• _Problem to work on_:
Find every line below that contains the word "components" and copy it out.

Records from a collection:
— start —
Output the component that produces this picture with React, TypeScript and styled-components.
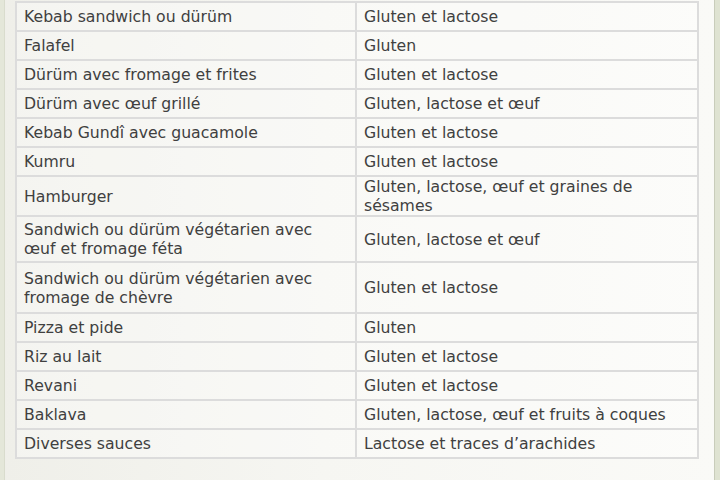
import styled, { createGlobalStyle } from "styled-components";

const GlobalStyle = createGlobalStyle`
  html, body {
    margin: 0;
    padding: 0;
    background: #eeeee8;
  }
  body {
    font-family: "DejaVu Sans", "Liberation Sans", sans-serif;
  }
`;

const Page = styled.div`
  width: 720px;
  height: 480px;
  box-sizing: border-box;
  display: flex;
  overflow: hidden;
`;

const LeftRail = styled.div`
  width: 4px;
  flex: none;
  background: #e4e7d9;
  border-right: 1px solid #d9dccd;
`;

const Content = styled.div`
  flex: 1;
  padding: 1px 14px 0 10px;
  background: linear-gradient(90deg, #efefe9 0%, #f6f6f2 45%, #fafaf7 100%);
`;

const RightRail = styled.div`
  width: 5px;
  flex: none;
  background: #dfe3d2;
  border-left: 1px solid #c9cdbb;
`;

const Table = styled.table`
  width: 684px;
  border-collapse: collapse;
  table-layout: fixed;
  font-size: 15.7px;
  line-height: 19px;
  color: #404040;
  background: rgba(255, 255, 255, 0.35);
`;

const Row = styled.tr<{ $h?: number }>`
  height: ${({ $h }) => $h ?? 29}px;
`;

const Cell = styled.td`
  border: 2px solid #dcdcdc;
  padding: 0 7px;
  vertical-align: middle;
  &:first-child {
    width: 324px;
  }
`;

const rows: { food: string; allergens: string; h?: number }[] = [
  { food: "Kebab sandwich ou dürüm", allergens: "Gluten et lactose" },
  { food: "Falafel", allergens: "Gluten" },
  { food: "Dürüm avec fromage et frites", allergens: "Gluten et lactose" },
  { food: "Dürüm avec œuf grillé", allergens: "Gluten, lactose et œuf" },
  { food: "Kebab Gundî avec guacamole", allergens: "Gluten et lactose" },
  { food: "Kumru", allergens: "Gluten et lactose" },
  {
    food: "Hamburger",
    allergens: "Gluten, lactose, œuf et graines de sésames",
    h: 39,
  },
  {
    food: "Sandwich ou dürüm végétarien avec œuf et fromage féta",
    allergens: "Gluten, lactose et œuf",
    h: 46,
  },
  {
    food: "Sandwich ou dürüm végétarien avec fromage de chèvre",
    allergens: "Gluten et lactose",
    h: 51,
  },
  { food: "Pizza et pide", allergens: "Gluten" },
  { food: "Riz au lait", allergens: "Gluten et lactose" },
  { food: "Revani", allergens: "Gluten et lactose" },
  { food: "Baklava", allergens: "Gluten, lactose, œuf et fruits à coques" },
  { food: "Diverses sauces", allergens: "Lactose et traces d’arachides" },
];

export default function App() {
  return (
    <>
      <GlobalStyle />
      <Page>
        <LeftRail />
        <Content>
          <Table>
            <tbody>
              {rows.map((r) => (
                <Row key={r.food} $h={r.h}>
                  <Cell>{r.food}</Cell>
                  <Cell>{r.allergens}</Cell>
                </Row>
              ))}
            </tbody>
          </Table>
        </Content>
        <RightRail />
      </Page>
    </>
  );
}
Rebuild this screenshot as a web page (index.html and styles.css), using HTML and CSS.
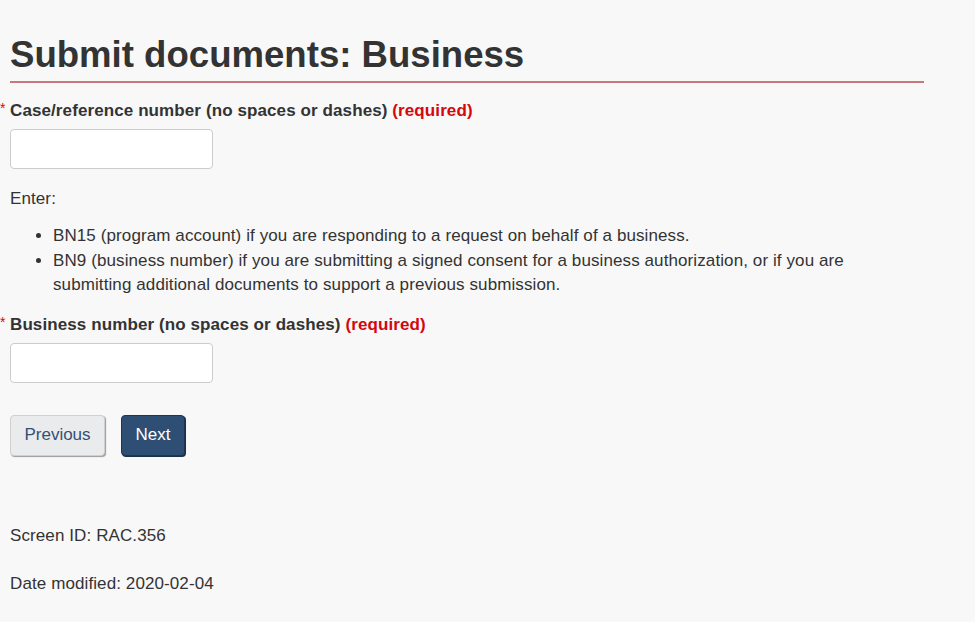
FILE: index.html
```html
<!DOCTYPE html>
<html lang="en">
<head>
<meta charset="utf-8">
<title>Submit documents: Business</title>
<link rel="stylesheet" href="styles.css">
</head>
<body>
<main class="page">
  <h1 class="title">Submit documents: Business</h1>
  <form class="form">
    <div class="field">
      <label class="label" for="case"><span class="star">*</span>Case/reference number (no spaces or dashes) <strong class="req">(required)</strong></label>
      <input class="input" id="case" type="text">
    </div>
    <p class="enter">Enter:</p>
    <ul class="list">
      <li>BN15 (program account) if you are responding to a request on behalf of a business.</li>
      <li>BN9 (business number) if you are submitting a signed consent for a business authorization, or if you are submitting additional documents to support a previous submission.</li>
    </ul>
    <div class="field field2">
      <label class="label" for="bn"><span class="star">*</span>Business number (no spaces or dashes) <strong class="req">(required)</strong></label>
      <input class="input" id="bn" type="text">
    </div>
    <div class="buttons">
      <button type="button" class="btn btn-default">Previous</button>
      <button type="button" class="btn btn-primary">Next</button>
    </div>
  </form>
  <p class="meta meta-first">Screen ID: RAC.356</p>
  <p class="meta">Date modified: 2020-02-04</p>
</main>
</body>
</html>
```
FILE: styles.css
```css
html, body {
  margin: 0;
  padding: 0;
  background: #f8f8f8;
}
body {
  font-family: "Liberation Sans", Arial, sans-serif;
  color: #333;
  font-size: 17px;
  letter-spacing: 0.1px;
}
.page {
  padding: 0 51px 0 10px;
}
.title {
  margin: 35px 0 0 0;
  font-size: 36.6px;
  line-height: 40px;
  letter-spacing: 0;
  font-weight: bold;
  color: #333;
  padding-bottom: 6px;
  border-bottom: 2px solid #c9777a;
}
.form {
  margin: 0;
}
.field {
  margin-top: 16px;
  display: flex;
  flex-direction: column;
  align-items: flex-start;
}
.label {
  position: relative;
  font-weight: bold;
  font-size: 17px;
  line-height: 23px;
}
.star {
  position: absolute;
  left: -10px;
  top: -2px;
  color: #d3080c;
  font-weight: normal;
  font-size: 14px;
}
.req {
  color: #d3080c;
}
.input {
  margin-top: 7px;
  width: 203px;
  height: 40px;
  box-sizing: border-box;
  border: 1px solid #ccc;
  border-radius: 4px;
  background: #fff;
  padding: 6px 12px;
  font: inherit;
}
.enter {
  margin: 18px 0 0 0;
  line-height: 23px;
}
.list {
  margin: 14px 0 0 0;
  padding: 0 40px 0 43px;
  line-height: 24.5px;
}
.field2 {
  margin-top: 15px;
}
.buttons {
  margin-top: 32px;
  display: flex;
  gap: 16px;
}
.btn {
  height: 41px;
  box-sizing: border-box;
  font-family: "Liberation Sans", Arial, sans-serif;
  font-size: 17px;
  border-radius: 4px;
  padding: 0 13px;
  cursor: pointer;
}
.btn-default {
  width: 95px;
  background: #eaebed;
  color: #335075;
  border: 1px solid #d0d0d0;
  box-shadow: 1px 1px 1px #999;
}
.btn-primary {
  width: 64px;
  background: #2f4e73;
  color: #fff;
  border: 1px solid #1f3553;
  box-shadow: 1px 1px 0 #1c2f47;
}
.meta {
  margin: 0;
  line-height: 23px;
}
.meta-first {
  margin-top: 68px;
}
.meta + .meta {
  margin-top: 25px;
}
```
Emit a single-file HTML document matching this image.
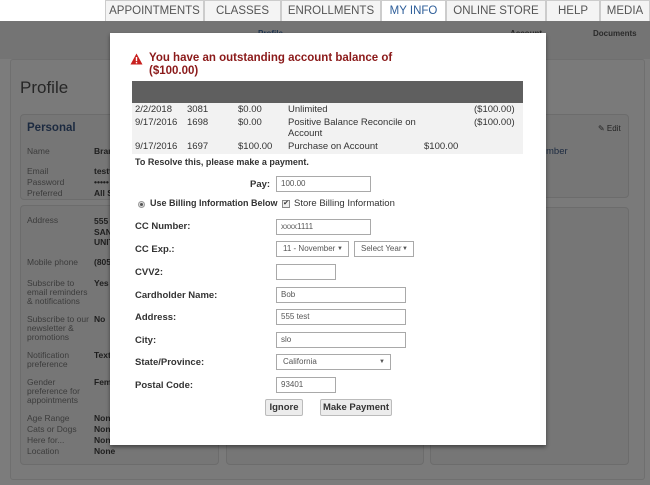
<!DOCTYPE html>
<html><head><meta charset="utf-8">
<style>
*{box-sizing:border-box;margin:0;padding:0}
body{width:650px;height:485px;overflow:hidden;position:relative;background:#7c7c7c;font-family:"Liberation Sans",Arial,sans-serif;font-size:9px;color:#333}
.a{position:absolute}
.tabs{left:0;top:0;width:650px;height:21px;background:#fff}
.tab{position:absolute;top:0;height:21px;border:1px solid #ccc;border-bottom:none;background:#f4f4f4;color:#555;font-size:11.5px;text-align:center;line-height:21px}
.bar{left:0;top:21px;width:650px;height:38px;background:#747474}
.sub{position:absolute;top:29px;font-size:8px;font-weight:bold;color:#2a2a2a}
.panel{left:10px;top:59px;width:635px;height:421px;background:#7a7a7a;border:1px solid #6f6f6f;border-radius:3px}
.card{background:#767676;border:1px solid #6c6c6c;border-radius:4px}
.lbl{position:absolute;left:27px;color:#3c3c3c;font-size:8.5px;line-height:9px}
.val{position:absolute;left:94px;color:#1e1e1e;font-weight:bold;font-size:8.5px;line-height:9px}
.modal{left:110px;top:33px;width:436px;height:412px;background:#fff;box-shadow:0 2px 4px rgba(0,0,0,.45)}
.t{position:absolute;font-size:9.5px;color:#333}
.b{position:absolute;font-size:9.5px;font-weight:bold;color:#333;white-space:nowrap}
.in{position:absolute;border:1px solid #a9a9a9;height:16px;font-size:8px;color:#555;padding-left:4px;line-height:14px;background:#fff}
.sel{position:absolute;border:1px solid #a9a9a9;height:16px;font-size:8px;color:#555;padding-left:6px;line-height:14px;background:#fff}
.sel:after{content:"▼";position:absolute;right:5px;top:0;font-size:6px}
.btn{position:absolute;border:1px solid #bbb;border-radius:2px;background:#ececec;font-size:9.5px;font-weight:bold;color:#333;text-align:center;line-height:15px;height:17px}
</style></head><body>
<div class="a tabs">
<div class="tab" style="left:105px;width:99px">APPOINTMENTS</div>
<div class="tab" style="left:204px;width:77px">CLASSES</div>
<div class="tab" style="left:281px;width:100px">ENROLLMENTS</div>
<div class="tab" style="left:381px;width:65px;background:#fff;color:#2f5f9a">MY INFO</div>
<div class="tab" style="left:446px;width:100px">ONLINE STORE</div>
<div class="tab" style="left:546px;width:54px">HELP</div>
<div class="tab" style="left:600px;width:50px">MEDIA</div>
</div>
<div class="a bar"></div>
<div class="sub" style="left:258px;color:#1f3550">Profile</div>
<div class="sub" style="left:510px">Account</div>
<div class="sub" style="left:593px">Documents</div>
<div class="a panel"></div>
<div class="a" style="left:20px;top:78px;font-size:17px;color:#262626">Profile</div>
<div class="a card" style="left:20px;top:114px;width:199px;height:86px"></div>
<div class="a" style="left:27px;top:122px;font-size:11.5px;font-weight:bold;color:#1c2a40">Personal</div>
<div class="a card" style="left:20px;top:205px;width:199px;height:260px"></div>
<div class="a card" style="left:226px;top:114px;width:198px;height:351px"></div>
<div class="a card" style="left:430px;top:114px;width:199px;height:84px"></div>
<div class="a card" style="left:430px;top:207px;width:199px;height:258px"></div>
<div class="a" style="left:598px;top:124px;font-size:8px;color:#222">✎ Edit</div>
<div class="a" style="left:546px;top:146px;font-size:9.5px;color:#1c2a40">mber</div>
<div class="lbl" style="top:147px">Name</div><div class="val" style="top:147px">Brar</div>
<div class="lbl" style="top:167px">Email</div><div class="val" style="top:167px">testt</div>
<div class="lbl" style="top:178px">Password</div><div class="val" style="top:178px">•••••</div>
<div class="lbl" style="top:189px">Preferred</div><div class="val" style="top:189px">All S</div>
<div class="lbl" style="top:216px">Address</div><div class="val" style="top:216px;line-height:10.5px">555<br>SAN<br>UNIT</div>
<div class="lbl" style="top:258px">Mobile phone</div><div class="val" style="top:258px">(805</div>
<div class="lbl" style="top:279px">Subscribe to<br>email reminders<br>&amp; notifications</div><div class="val" style="top:279px">Yes</div>
<div class="lbl" style="top:315px">Subscribe to our<br>newsletter &amp;<br>promotions</div><div class="val" style="top:315px">No</div>
<div class="lbl" style="top:351px">Notification<br>preference</div><div class="val" style="top:351px">Text</div>
<div class="lbl" style="top:378px">Gender<br>preference for<br>appointments</div><div class="val" style="top:378px">Fem</div>
<div class="lbl" style="top:414px">Age Range</div><div class="val" style="top:414px">None</div>
<div class="lbl" style="top:425px">Cats or Dogs</div><div class="val" style="top:425px">None</div>
<div class="lbl" style="top:436px">Here for...</div><div class="val" style="top:436px">None</div>
<div class="lbl" style="top:447px">Location</div><div class="val" style="top:447px">None</div>

<div class="a modal">
<svg class="a" style="left:20px;top:20px" width="13" height="12" viewBox="0 0 13 12"><path d="M6.5 0.5L12.5 11.5H0.5Z" fill="#c8201e"/><rect x="5.8" y="4" width="1.4" height="4.2" fill="#fff"/><rect x="5.8" y="9" width="1.4" height="1.4" fill="#fff"/></svg>
<div class="a" style="left:39px;top:19px;font-size:11.5px;font-weight:bold;color:#8b1a1a;line-height:13px">You have an outstanding account balance of<br>($100.00)</div>
<div class="a" style="left:22px;top:48px;width:391px;height:22px;background:#5f5f5f"></div>
<div class="a" style="left:22px;top:70px;width:391px;height:51px;background:#f2f2f2"></div>
<div class="t" style="left:25px;top:71px">2/2/2018</div><div class="t" style="left:77px;top:71px">3081</div><div class="t" style="left:128px;top:71px">$0.00</div><div class="t" style="left:178px;top:71px">Unlimited</div><div class="t" style="left:364px;top:71px">($100.00)</div>
<div class="t" style="left:25px;top:84px">9/17/2016</div><div class="t" style="left:77px;top:84px">1698</div><div class="t" style="left:128px;top:84px">$0.00</div><div class="t" style="left:178px;top:84px;line-height:11px">Positive Balance Reconcile on<br>Account</div><div class="t" style="left:364px;top:84px">($100.00)</div>
<div class="t" style="left:25px;top:108px">9/17/2016</div><div class="t" style="left:77px;top:108px">1697</div><div class="t" style="left:128px;top:108px">$100.00</div><div class="t" style="left:178px;top:108px">Purchase on Account</div><div class="t" style="left:314px;top:108px">$100.00</div>
<div class="b" style="left:25px;top:124px;font-size:9px">To Resolve this, please make a payment.</div>
<div class="b" style="left:140px;top:146px">Pay:</div><div class="in" style="left:166px;top:143px;width:95px">100.00</div>
<div class="a" style="left:28px;top:168px;width:7px;height:7px;border-radius:50%;border:1px solid #999;background:#ddd"><div style="width:3px;height:3px;border-radius:50%;background:#555;margin:1px"></div></div>
<div class="b" style="left:40px;top:165px;font-size:9px">Use Billing Information Below</div>
<div class="a" style="left:172px;top:167px;width:8px;height:8px;border:1px solid #888;background:#eee;font-size:7px;line-height:6px;text-align:center">✔</div>
<div class="t" style="left:184px;top:165px">Store Billing Information</div>
<div class="b" style="left:25px;top:188px">CC Number:</div><div class="in" style="left:166px;top:186px;width:95px">xxxx1111</div>
<div class="b" style="left:25px;top:211px">CC Exp.:</div><div class="sel" style="left:166px;top:208px;width:73px">11 - November</div><div class="sel" style="left:244px;top:208px;width:60px">Select Year</div>
<div class="b" style="left:25px;top:234px">CVV2:</div><div class="in" style="left:166px;top:231px;width:60px"></div>
<div class="b" style="left:25px;top:257px">Cardholder Name:</div><div class="in" style="left:166px;top:254px;width:130px">Bob</div>
<div class="b" style="left:25px;top:279px">Address:</div><div class="in" style="left:166px;top:276px;width:130px">555 test</div>
<div class="b" style="left:25px;top:302px">City:</div><div class="in" style="left:166px;top:299px;width:130px">slo</div>
<div class="b" style="left:25px;top:324px">State/Province:</div><div class="sel" style="left:166px;top:321px;width:115px">California</div>
<div class="b" style="left:25px;top:347px">Postal Code:</div><div class="in" style="left:166px;top:344px;width:60px">93401</div>
<div class="btn" style="left:155px;top:366px;width:38px">Ignore</div>
<div class="btn" style="left:210px;top:366px;width:72px">Make Payment</div>
</div>
</body></html>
— end —
• _Answer to the exercise_:
Output the component that produces this picture with React, TypeScript and styled-components.
import styled, { createGlobalStyle } from "styled-components";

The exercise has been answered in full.